#### Job
Scan the data beneath this task and copy each line that includes "styles".

#### Stored data
========================================================================

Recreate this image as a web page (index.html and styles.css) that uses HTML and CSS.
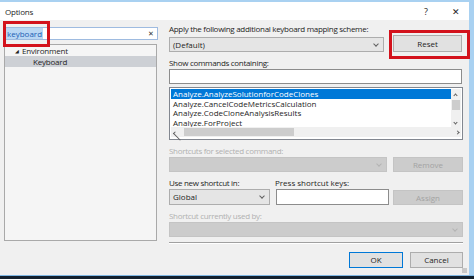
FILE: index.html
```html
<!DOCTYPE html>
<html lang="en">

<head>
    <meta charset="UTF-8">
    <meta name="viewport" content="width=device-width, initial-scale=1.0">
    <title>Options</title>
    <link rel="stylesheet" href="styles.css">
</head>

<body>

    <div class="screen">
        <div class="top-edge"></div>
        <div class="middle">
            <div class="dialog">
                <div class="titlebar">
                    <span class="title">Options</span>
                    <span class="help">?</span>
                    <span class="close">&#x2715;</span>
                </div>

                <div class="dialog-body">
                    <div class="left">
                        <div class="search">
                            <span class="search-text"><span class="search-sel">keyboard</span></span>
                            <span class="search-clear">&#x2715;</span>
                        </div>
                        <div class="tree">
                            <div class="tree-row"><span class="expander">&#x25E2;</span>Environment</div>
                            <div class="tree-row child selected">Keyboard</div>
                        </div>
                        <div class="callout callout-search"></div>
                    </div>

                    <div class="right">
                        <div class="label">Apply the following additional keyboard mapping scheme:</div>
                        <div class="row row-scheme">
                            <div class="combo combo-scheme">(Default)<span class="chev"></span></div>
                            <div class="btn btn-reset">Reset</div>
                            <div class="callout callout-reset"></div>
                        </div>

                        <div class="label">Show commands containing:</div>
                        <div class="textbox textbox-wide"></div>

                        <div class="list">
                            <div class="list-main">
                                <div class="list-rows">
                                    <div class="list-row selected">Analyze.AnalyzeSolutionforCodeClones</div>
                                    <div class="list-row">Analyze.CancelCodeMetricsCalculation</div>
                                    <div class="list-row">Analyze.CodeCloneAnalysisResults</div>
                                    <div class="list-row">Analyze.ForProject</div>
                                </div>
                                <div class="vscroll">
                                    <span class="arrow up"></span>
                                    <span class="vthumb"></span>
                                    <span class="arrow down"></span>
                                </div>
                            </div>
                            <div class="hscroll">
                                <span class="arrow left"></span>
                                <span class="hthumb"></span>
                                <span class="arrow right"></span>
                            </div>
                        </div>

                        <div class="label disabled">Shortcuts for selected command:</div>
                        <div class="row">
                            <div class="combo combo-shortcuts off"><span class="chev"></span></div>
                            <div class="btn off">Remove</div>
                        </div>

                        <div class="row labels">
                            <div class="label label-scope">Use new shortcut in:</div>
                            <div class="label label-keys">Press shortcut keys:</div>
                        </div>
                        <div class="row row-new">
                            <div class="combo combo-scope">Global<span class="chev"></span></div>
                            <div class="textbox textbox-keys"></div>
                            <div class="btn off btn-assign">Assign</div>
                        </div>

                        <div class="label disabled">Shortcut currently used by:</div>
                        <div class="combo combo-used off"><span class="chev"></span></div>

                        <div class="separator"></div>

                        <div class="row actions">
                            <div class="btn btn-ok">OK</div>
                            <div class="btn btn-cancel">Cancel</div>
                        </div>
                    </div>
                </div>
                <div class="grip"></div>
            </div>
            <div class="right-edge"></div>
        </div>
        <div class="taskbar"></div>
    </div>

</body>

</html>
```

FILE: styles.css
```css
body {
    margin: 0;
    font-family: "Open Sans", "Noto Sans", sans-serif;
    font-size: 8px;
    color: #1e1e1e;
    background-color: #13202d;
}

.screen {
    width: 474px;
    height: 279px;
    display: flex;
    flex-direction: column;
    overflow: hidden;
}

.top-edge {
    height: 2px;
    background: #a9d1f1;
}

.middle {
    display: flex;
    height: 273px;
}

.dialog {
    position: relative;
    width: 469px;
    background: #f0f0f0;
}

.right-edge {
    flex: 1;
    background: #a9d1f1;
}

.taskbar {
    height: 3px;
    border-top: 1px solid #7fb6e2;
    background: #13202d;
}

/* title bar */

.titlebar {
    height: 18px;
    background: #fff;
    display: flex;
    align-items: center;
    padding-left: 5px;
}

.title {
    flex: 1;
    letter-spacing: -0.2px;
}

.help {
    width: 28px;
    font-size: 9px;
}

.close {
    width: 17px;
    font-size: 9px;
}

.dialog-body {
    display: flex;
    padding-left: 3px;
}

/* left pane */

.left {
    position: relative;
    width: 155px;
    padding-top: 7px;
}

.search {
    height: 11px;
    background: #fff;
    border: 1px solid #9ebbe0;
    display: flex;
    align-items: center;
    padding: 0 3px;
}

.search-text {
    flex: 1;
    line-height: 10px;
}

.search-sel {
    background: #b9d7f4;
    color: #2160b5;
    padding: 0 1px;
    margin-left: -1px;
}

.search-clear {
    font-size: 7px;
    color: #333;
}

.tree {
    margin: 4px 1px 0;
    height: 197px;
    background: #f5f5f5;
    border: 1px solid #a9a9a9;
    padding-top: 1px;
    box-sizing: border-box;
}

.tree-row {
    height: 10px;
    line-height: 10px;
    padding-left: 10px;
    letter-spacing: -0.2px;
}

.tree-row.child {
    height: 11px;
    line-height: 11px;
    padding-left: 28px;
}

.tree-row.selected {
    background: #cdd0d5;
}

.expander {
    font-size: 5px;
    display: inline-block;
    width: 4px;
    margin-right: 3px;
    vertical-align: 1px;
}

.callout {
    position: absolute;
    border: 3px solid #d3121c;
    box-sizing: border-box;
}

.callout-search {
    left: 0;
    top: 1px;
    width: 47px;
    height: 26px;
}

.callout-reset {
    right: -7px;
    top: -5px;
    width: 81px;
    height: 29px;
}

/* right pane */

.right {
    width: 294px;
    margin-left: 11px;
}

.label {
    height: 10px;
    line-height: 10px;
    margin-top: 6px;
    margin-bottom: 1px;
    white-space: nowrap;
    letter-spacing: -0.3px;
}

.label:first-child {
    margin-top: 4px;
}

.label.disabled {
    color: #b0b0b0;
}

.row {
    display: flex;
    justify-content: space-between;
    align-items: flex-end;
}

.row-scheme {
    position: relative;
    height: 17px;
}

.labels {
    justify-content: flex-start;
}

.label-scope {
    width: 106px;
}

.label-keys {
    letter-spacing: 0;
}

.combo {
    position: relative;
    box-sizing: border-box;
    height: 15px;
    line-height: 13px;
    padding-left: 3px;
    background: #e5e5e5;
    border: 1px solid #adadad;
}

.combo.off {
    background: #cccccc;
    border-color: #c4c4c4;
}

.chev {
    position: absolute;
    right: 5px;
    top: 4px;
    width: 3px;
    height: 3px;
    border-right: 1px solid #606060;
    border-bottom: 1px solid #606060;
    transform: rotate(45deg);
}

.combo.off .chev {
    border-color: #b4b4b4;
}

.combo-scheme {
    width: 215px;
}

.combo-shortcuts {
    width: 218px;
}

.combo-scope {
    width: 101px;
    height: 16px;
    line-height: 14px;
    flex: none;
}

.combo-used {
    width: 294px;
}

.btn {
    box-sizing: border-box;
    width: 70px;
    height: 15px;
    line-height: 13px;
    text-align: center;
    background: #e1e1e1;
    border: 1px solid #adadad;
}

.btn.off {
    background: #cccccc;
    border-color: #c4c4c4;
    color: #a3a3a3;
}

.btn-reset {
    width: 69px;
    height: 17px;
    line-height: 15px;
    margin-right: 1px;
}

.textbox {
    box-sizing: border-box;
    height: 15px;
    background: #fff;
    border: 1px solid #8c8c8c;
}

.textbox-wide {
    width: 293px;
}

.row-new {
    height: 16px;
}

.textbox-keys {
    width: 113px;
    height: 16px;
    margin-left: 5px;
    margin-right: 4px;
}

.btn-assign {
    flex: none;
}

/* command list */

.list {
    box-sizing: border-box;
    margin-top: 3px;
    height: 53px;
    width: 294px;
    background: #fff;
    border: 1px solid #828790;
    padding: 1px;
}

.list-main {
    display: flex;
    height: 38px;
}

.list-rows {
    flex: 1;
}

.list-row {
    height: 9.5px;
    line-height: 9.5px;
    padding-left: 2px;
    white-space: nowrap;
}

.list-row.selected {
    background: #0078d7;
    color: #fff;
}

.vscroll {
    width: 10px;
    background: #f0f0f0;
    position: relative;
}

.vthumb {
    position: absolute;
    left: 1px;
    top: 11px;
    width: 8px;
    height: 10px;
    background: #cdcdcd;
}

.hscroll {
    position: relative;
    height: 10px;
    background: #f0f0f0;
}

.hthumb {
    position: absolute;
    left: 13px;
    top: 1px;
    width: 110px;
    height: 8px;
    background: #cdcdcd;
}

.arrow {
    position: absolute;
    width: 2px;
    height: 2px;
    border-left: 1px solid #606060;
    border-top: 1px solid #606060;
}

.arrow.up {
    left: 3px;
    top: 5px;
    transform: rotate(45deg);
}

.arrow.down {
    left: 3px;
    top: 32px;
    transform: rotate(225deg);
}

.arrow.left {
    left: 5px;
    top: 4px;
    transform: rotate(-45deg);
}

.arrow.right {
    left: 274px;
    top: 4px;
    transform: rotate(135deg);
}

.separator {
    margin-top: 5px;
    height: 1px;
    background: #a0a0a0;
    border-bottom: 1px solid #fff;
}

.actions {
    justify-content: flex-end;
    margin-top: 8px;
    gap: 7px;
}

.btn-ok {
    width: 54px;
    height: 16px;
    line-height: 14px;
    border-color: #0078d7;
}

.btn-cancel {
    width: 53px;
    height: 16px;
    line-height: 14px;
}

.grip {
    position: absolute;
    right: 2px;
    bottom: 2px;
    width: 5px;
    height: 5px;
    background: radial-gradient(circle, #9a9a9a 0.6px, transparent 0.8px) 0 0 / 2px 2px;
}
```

========================================================================

#### Output for this exercise
Recreate this image as a web page (index.html and styles.css) that uses HTML and CSS.
    <link rel="stylesheet" href="styles.css">
FILE: styles.css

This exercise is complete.